* DATA RECORDS *
· · ·

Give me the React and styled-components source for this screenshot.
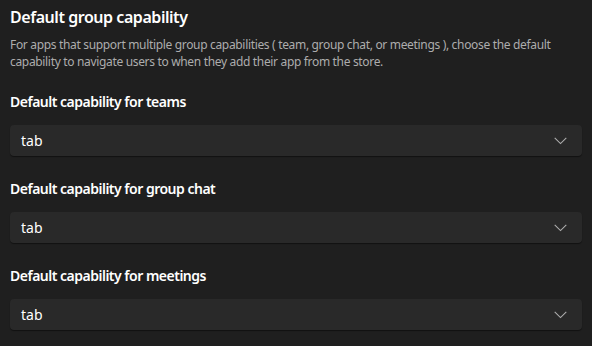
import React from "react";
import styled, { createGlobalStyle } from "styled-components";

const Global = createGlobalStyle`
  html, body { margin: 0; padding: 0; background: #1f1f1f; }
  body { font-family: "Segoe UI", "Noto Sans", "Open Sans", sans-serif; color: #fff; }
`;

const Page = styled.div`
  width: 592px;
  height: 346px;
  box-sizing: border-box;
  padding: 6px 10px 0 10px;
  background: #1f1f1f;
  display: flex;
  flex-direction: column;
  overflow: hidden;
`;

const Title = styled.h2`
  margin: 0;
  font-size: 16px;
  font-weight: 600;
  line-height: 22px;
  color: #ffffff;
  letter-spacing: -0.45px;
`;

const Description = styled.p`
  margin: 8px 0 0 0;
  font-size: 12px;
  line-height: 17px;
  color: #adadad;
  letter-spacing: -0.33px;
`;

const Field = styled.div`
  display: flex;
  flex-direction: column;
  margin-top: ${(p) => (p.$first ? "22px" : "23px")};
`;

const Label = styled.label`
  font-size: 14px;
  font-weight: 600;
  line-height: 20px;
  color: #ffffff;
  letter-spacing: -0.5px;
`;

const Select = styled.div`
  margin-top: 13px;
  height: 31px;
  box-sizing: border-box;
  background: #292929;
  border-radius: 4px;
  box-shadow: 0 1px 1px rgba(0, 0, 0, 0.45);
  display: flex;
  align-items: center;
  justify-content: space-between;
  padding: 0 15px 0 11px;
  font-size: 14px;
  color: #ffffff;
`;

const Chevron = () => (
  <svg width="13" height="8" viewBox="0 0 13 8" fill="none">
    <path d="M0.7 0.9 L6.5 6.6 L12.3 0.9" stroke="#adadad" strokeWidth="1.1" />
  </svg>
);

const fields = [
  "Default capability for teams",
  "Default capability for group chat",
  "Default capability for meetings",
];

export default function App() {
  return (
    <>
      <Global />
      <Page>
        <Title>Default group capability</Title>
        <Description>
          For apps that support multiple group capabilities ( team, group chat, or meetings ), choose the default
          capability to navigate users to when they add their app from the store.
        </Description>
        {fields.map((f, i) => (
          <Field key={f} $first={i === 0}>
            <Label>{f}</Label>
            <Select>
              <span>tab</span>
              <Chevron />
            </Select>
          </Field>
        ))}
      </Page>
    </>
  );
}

· · ·

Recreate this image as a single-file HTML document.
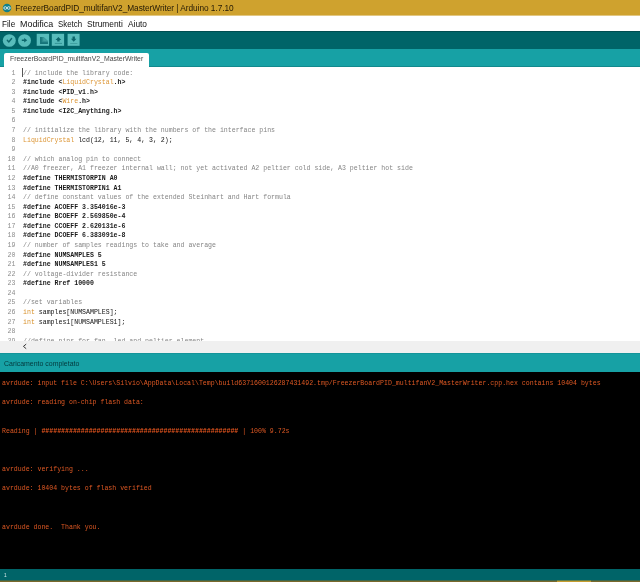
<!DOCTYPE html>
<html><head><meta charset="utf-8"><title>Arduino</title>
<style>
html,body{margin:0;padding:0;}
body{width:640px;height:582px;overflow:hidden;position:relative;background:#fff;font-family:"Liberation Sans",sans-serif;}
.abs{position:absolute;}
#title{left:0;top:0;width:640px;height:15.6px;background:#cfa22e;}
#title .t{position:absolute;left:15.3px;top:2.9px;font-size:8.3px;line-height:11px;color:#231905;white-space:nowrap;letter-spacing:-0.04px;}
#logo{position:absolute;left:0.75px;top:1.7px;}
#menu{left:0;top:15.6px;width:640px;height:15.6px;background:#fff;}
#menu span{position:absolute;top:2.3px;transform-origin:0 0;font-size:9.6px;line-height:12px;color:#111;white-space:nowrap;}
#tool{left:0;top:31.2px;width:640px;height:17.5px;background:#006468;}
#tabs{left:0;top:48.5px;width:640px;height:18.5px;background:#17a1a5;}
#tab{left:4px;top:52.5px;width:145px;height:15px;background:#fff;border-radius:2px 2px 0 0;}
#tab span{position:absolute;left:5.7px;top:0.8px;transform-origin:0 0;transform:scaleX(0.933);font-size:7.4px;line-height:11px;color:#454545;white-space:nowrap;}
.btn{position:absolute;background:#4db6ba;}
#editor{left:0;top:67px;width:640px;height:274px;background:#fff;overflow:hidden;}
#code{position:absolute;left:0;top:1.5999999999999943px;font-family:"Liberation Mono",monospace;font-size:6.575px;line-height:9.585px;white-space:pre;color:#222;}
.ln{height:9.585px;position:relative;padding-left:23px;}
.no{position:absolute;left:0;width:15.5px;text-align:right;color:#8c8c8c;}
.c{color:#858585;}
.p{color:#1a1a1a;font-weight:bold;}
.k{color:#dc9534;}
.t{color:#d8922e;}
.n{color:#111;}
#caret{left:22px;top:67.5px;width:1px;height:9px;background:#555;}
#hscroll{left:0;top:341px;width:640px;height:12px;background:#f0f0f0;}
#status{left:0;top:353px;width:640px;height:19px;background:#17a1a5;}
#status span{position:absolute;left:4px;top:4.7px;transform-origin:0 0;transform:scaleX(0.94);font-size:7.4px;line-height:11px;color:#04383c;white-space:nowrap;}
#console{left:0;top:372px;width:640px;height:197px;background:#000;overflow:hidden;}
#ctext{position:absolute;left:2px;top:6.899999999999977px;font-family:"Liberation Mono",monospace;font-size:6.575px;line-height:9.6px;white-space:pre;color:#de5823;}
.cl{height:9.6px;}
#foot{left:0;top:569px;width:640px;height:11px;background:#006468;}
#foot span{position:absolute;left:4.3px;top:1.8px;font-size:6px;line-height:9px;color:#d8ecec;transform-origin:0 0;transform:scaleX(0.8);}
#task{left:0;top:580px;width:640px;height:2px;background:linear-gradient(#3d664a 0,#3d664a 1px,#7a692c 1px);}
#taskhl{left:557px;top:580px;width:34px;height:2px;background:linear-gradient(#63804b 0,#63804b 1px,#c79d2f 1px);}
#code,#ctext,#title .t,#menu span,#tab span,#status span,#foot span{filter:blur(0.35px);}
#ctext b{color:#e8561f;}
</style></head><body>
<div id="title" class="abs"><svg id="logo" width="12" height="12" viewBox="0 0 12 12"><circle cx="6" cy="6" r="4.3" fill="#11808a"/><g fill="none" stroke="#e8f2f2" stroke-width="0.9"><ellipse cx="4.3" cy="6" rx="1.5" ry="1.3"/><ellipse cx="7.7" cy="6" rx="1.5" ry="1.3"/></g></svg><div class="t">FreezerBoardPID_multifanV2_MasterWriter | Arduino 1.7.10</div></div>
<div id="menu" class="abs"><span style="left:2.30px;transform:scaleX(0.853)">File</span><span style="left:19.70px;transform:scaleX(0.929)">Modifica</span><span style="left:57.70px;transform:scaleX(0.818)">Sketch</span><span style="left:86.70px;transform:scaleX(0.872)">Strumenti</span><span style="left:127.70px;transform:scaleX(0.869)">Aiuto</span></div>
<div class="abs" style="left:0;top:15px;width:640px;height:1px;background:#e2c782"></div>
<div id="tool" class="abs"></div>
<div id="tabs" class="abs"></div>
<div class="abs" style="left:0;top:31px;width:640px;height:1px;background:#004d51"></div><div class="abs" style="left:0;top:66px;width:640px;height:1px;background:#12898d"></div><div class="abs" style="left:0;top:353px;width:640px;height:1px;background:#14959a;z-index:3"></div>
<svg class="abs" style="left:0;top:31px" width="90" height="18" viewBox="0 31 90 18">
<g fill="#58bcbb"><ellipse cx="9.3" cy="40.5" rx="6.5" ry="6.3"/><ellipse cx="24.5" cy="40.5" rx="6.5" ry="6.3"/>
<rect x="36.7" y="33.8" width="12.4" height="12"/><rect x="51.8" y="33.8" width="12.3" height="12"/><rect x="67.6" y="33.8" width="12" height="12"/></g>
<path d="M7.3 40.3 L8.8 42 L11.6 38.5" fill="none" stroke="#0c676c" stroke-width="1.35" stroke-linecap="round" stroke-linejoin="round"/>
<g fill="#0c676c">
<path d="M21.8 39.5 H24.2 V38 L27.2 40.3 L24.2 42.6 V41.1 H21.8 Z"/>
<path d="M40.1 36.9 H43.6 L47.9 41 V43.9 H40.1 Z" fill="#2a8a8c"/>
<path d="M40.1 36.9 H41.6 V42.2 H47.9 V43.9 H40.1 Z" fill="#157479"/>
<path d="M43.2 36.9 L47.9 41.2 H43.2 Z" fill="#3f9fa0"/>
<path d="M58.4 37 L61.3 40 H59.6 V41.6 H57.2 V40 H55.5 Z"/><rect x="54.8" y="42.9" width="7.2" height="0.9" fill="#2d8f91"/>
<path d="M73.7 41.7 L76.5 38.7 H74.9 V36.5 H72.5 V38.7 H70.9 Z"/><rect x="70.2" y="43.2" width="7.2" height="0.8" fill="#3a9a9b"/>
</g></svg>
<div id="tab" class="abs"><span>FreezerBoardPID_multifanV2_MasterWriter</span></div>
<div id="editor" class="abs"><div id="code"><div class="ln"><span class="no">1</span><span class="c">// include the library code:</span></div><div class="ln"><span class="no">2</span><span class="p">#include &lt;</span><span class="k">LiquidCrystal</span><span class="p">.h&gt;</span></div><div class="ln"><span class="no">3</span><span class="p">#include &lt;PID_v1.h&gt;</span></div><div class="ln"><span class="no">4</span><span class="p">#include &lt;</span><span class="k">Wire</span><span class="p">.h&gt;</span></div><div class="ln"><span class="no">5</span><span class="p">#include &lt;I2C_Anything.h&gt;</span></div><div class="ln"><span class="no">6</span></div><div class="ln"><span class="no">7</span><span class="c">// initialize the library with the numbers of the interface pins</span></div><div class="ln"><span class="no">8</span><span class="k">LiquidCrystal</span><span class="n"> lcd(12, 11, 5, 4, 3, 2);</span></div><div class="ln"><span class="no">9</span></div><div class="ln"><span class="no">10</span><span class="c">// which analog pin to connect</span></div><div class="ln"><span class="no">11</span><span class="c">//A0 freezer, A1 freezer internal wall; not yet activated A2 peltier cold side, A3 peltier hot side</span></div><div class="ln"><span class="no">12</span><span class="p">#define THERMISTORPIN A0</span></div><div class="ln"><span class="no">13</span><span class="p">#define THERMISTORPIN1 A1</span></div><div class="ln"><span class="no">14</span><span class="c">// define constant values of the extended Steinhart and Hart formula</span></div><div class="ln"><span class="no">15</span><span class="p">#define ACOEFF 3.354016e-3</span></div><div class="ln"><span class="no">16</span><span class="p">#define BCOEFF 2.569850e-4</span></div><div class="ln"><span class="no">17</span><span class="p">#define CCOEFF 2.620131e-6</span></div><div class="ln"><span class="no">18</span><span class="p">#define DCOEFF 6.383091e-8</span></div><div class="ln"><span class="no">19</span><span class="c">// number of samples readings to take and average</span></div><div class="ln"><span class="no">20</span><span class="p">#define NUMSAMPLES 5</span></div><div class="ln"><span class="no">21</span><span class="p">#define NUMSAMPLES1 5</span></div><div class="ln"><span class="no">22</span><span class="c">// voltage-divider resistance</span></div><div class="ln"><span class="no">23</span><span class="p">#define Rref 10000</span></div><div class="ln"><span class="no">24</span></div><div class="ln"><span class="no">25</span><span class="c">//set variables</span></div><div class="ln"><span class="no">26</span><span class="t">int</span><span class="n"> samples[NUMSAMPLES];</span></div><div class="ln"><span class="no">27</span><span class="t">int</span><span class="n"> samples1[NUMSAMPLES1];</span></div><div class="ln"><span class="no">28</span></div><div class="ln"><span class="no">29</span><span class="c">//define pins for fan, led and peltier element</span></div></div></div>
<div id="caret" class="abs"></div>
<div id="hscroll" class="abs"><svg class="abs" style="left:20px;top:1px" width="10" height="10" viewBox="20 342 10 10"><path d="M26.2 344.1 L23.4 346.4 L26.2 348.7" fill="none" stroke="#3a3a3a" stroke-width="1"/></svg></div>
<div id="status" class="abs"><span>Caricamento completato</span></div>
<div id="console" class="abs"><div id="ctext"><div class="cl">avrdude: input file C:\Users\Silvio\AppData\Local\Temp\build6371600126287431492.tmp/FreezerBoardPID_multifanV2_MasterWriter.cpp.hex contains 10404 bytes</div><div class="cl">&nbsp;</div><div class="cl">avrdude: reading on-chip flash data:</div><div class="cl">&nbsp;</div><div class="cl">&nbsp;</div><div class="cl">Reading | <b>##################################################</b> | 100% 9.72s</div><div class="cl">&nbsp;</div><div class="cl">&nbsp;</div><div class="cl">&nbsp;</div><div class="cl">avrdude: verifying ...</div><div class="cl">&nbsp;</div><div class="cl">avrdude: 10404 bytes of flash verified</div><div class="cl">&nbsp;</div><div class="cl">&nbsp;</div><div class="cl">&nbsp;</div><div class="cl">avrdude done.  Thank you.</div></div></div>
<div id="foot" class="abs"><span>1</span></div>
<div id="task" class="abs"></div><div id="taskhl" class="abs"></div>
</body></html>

· · ·

* WHAT THE TASK REQUIRES *
Where a line contains the string "styled", extract that line.

* WORKED SOLUTION *
Give me the React and styled-components source for this screenshot.
import styled, { createGlobalStyle } from "styled-components";
const Page = styled.div`
const Title = styled.h2`
const Description = styled.p`
const Field = styled.div`
const Label = styled.label`
const Select = styled.div`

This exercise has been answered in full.